[*1]
People v Outerbridge (Michael)
2016 NY Slip Op 50336(U) [51 Misc 3d 126(A)]
Decided on March 21, 2016
Appellate Term, First Department
Published by New York State Law Reporting Bureau pursuant to Judiciary Law § 431.
This opinion is uncorrected and will not be published in the printed Official Reports.


Decided on March 21, 2016
SUPREME COURT, APPELLATE TERM, FIRST DEPARTMENT
PRESENT: Shulman, J.P., Hunter, Jr., Ling-Cohan, JJ.
570083/12

The People of the State of New York, Respondent,

against

Michael Outerbridge, Defendant-Appellant.


Defendant appeals from a judgment of the Criminal Court of the City of New York, New York County (Frank P. Nervo, J.), rendered November 30, 2011, convicting him, upon a plea of guilty, of aggravated unlicensed operation of a motor vehicle in the second degree, and imposing sentence.

Per Curiam.

Judgment of conviction (Frank P. Nervo, J.), rendered November 30, 2011, affirmed.

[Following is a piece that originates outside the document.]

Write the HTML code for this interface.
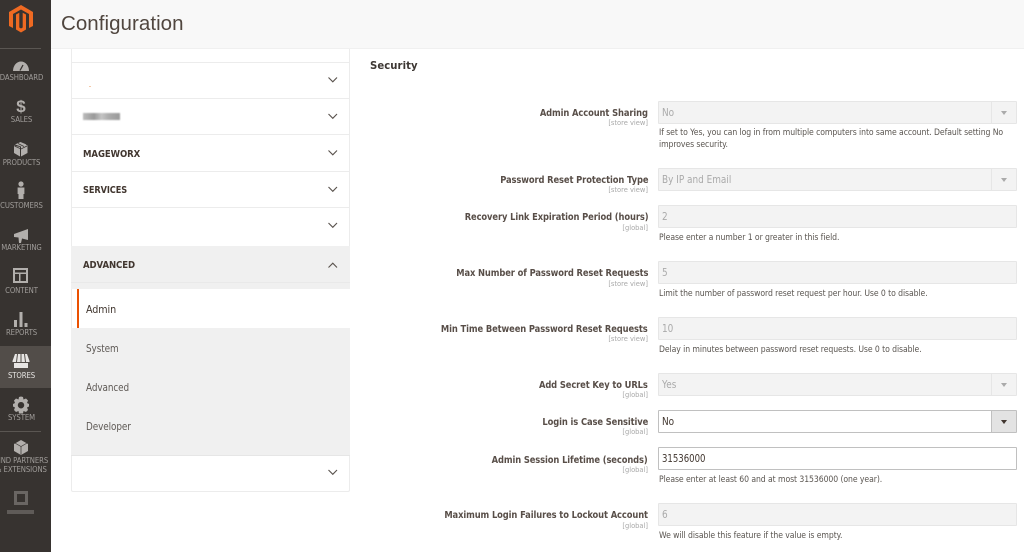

In view of defendant's knowing waiver of his right to prosecution by information, the accusatory instrument only had to satisfy the reasonable cause requirement (see People v Dumay, 23 NY3d 518 [2014]). So viewed, the accusatory instrument was jurisdictionally valid, since it described facts of an evidentiary nature establishing reasonable cause to believe that defendant was guilty of aggravated unlicensed operation of a motor vehicle in the second degree (see Vehicle and Traffic Law § 511[2][a][iv]). The accusatory instrument alleged, inter alia, that at a specified time and location, defendant was observed operating a motor vehicle; that the computer check run by the officer of Department of Motor Vehicles records showed that defendant's driver's license had been suspended "on more than two times on more than two dates and has not been reinstated"; that "defendant's license was suspended for failure to answer a New York summons"; that all such summonses contain a printed notice that "[i]f you do not answer this ticket by mail within 15 days your license will be suspended"; and "[d]efendant admitted to the officer that defendant's license was suspended." These factual allegations, "given a fair and not overly restrictive or technical reading" (People v Casey, 95 NY2d 354, 360 [2000]), were sufficient, for pleading purposes, to establish the elements of the charged offense, including that at the time of the underlying incident, defendant was driving "while knowing or having reason to know" that his license was suspended (Vehicle and Traffic Law § 511[1][a]; see People v Maldonado, 42 Misc 3d 81 [2013]; People v Crawley, 32 Misc 3d 131[A], 2011 NY Slip Op 51334[U] [App Term, 1st Dept 2011], lv denied 19 NY3d 863 [2012]. "[T]he statute only requires knowledge or reason to know of one such suspension, not of three suspensions" (People v Abelo, 79 AD3d 668, 670 [2010]).

THIS CONSTITUTES THE DECISION AND ORDER OF THE COURT.